Ex-rapper Shyne, who was involved in Sean ‘Diddy’ Combs club shooting, prays jailed mentor is ‘able to reform’

Shyne feels no sense of victory seeing his onetime mentor Sean “Diddy” Combs behind bars.

“That’s not what I want from the universe. I don’t say to myself, ‘Yeah,’ you know, ‘it’s your turn now!’ Like, that’s not the type of person that I am,” the former rapper, 46, tells Page Six exclusively while promoting his forthcoming Hulu documentary, “The Honorable Shyne.”

Combs, who is awaiting trial on sex-trafficking charges, “has to deal with his debt to the universe,” according to Shyne, who prays the disgraced hip-hop mogul, 55, is “able to reform and fix himself.”

Born Jamal Barrow, Shyne was on the verge of mainstream success in the music industry in 1999 when he went to a Manhattan nightclub with his pal and boss, Combs, and the Bad Boy Records founder’s then-girlfriend, Jennifer Lopez.

As the evening progressed, an altercation broke out between Combs and another man during which guns were drawn, shots were fired and three bystanders were injured.

Both Shyne and Combs went on trial in 2001, and despite one of the victims claiming the Sean Jean founder had accidentally shot her, only his protégé was convicted of assault and reckless endangerment.

Shyne served eight years in prison and refused to rat out Combs despite being pressured to turn on him.

“I grew up [being told] to not get my friends in trouble,” he says. “And that’s what it really boiled down to, integrity about character.”

The “Bad Boyz” rapper explains that he believed he was protecting Combs but claims the “I’ll Be Missing You” hitmaker “got witnesses to testify against me, to say that basically I was this uncontrollable person that was acting in a depraved manner, which was the furtherest from the truth.”

Shyne reiterates that he did not feel he could speak out against Combs because it would “break the code of honor, which is that you don’t get people in trouble.”

A rep for Combs “categorically” denies the “unequivocally false” allegations, “including any suggestion that he orchestrated Mr. Barrow to ‘take the fall’ or ‘sacrificed’ him by directing witnesses to testify against him.”

The rep says Combs “appreciates the path Mr. Barrow has pursued” as a politician in Belize and “wishes him continued success,” adding, “It is unfortunate that Mr. Barrow has chosen to revisit these allegations. Mr. Combs trusts that responsible journalism will weigh both the established legal outcomes and Mr. Combs’ positive, longstanding support for those he has worked with.”

The Nov. 18 release of Shyne’s documentary comes after Combs was arrested in September on three charges: racketeering conspiracy; sex trafficking by force, fraud or coercion; and transportation to engage in prostitution.

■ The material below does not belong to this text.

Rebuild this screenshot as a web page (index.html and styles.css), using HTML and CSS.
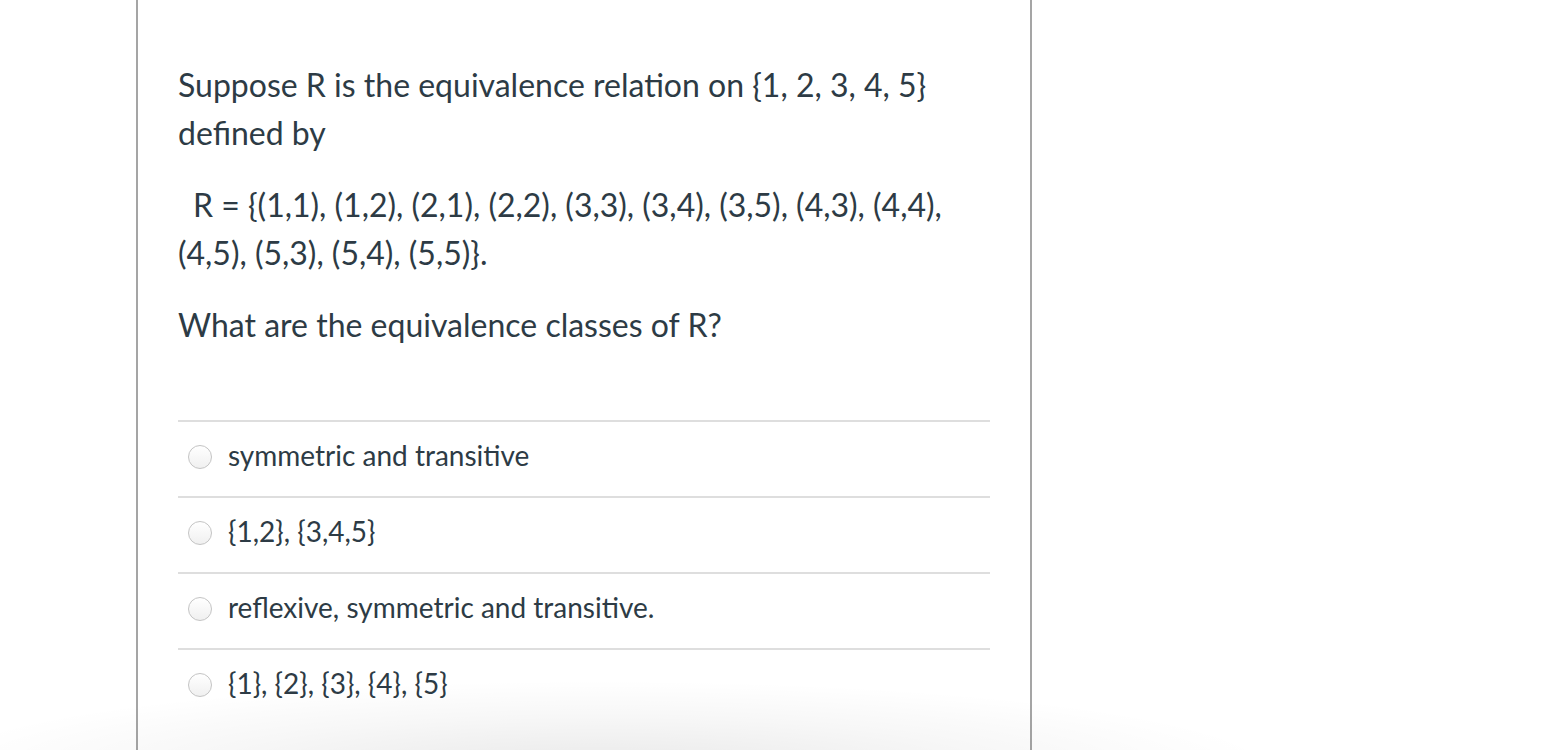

The record executive’s empire began to unravel in November 2023 when his ex Casandra “Cassie” Ventura filed a lawsuit accusing him of rape and physical abuse during their 10-year relationship.

Combs denied any wrongdoing and settled with the “Me & U” singer, 38, just one day later.

However, a disturbing 2016 video of Combs brutally beating Cassie surfaced online in May, forcing him to publicly apologize.

The three-time Grammy winner, who is being held at a notorious Brooklyn jail, has since been hit with a slew of lawsuits accusing him of sexual abuse, though he continues to maintain his innocence.

Shyne, for his part, was deported to his native Belize in 2009 following his release from prison, where he says he found religion.

He traveled to Israel in 2010 and became an Orthodox Jew before moving back to Belize in 2013 and reconnecting with his father, Dean Barrow, a former prime minister.

Shyne also began to get involved in politics and is now the the Leader of the Opposition in the Belize House of Representatives and the leader of the Belize United Democratic Party.

“I want to develop the GDP of Belize, $200 billion from the couple of billion that we are right now,” he says. “I want to be able to to have the opportunity … to fix our broken public health care system, you know, to be able to eradicate poverty. That’s what’s on my mind every single day. That’s all I think about.”

Shyne sees a thread running through his performing days when he would rap about the “ills of society” to becoming a leader trying to eradicate the issues of poverty and violence.

“Coming up with solutions to stop violence in Belize, to eradicate poverty in Belize, to grow the economy in Belize and to to help the young child, whether it be a young female or a young male,” he tells us, “to me, that’s that’s such a coming-of-age story. I couldn’t ask for a better pivot.”